In fact, Jaquith says that even people who comment on blogs are starting to get sued.

"A whole standard of legal processes are slowly emerging to dictate when those who operate websites are liable for content contributed by the general public," he says.

Mountaintop cuisine

Want to combine dining with a hike in the mountains? Head up the the Skyland Resort in the Shenandoah National Park for a culinary workshop.

On Monday, September 24, Shenandoah National Park Lodging will host the second of a series of workshops, called Shenandoah Seasonings, featuring cooking demonstrations with Executive Chef Terry Sheehan, a Meet the Chefs Reception, and Chef's Dinner to follow. 

The workshops will highlight traditional Southern cuisine native to the Shenandoah region and will showcase local wines. The menu includes pan-roasted crabcakes, apple-smoked corn and wild mushroom hushpuppies, pickled melon salad, and a warm blackberry turnover for dessert. 

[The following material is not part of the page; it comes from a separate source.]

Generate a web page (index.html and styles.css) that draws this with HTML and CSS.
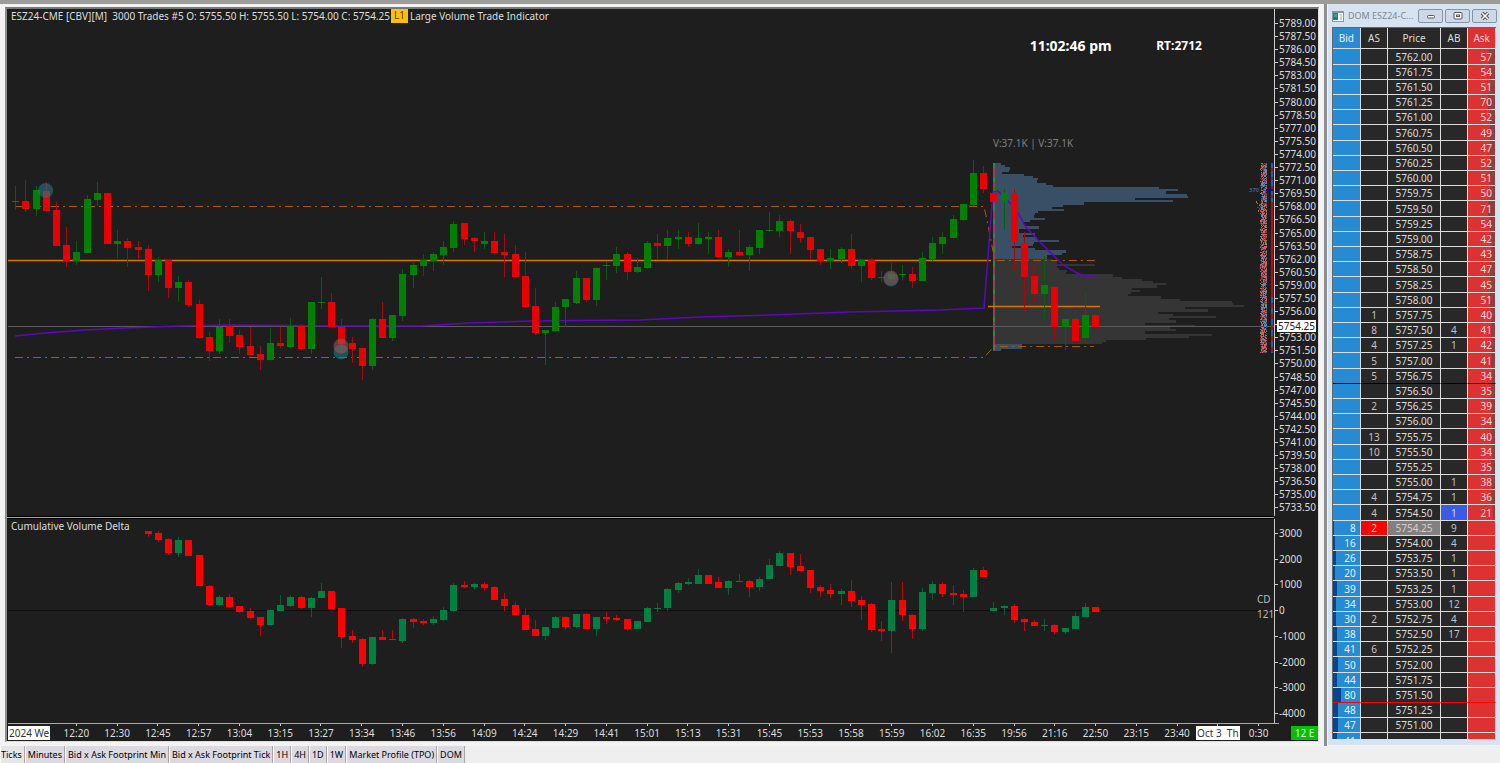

There are also upcoming events in November. Find out details at 800-778-2851 or

Wash before you stomp!

DelFosse Winery out in Faber announces a Harvest "Vive La France" celebration this Sunday, September 16 from 1 to 5:30pm. Modeled on the "Fete de St-Vincent," the patron saint of French "vignerons," the event is going to be a traditional celebration of the harvest. The folks at DelFosse promise to wash your feet before you stomp the grapes, and if you show up in a French beret, you get a free glass of wine! Reservations required. $15/person.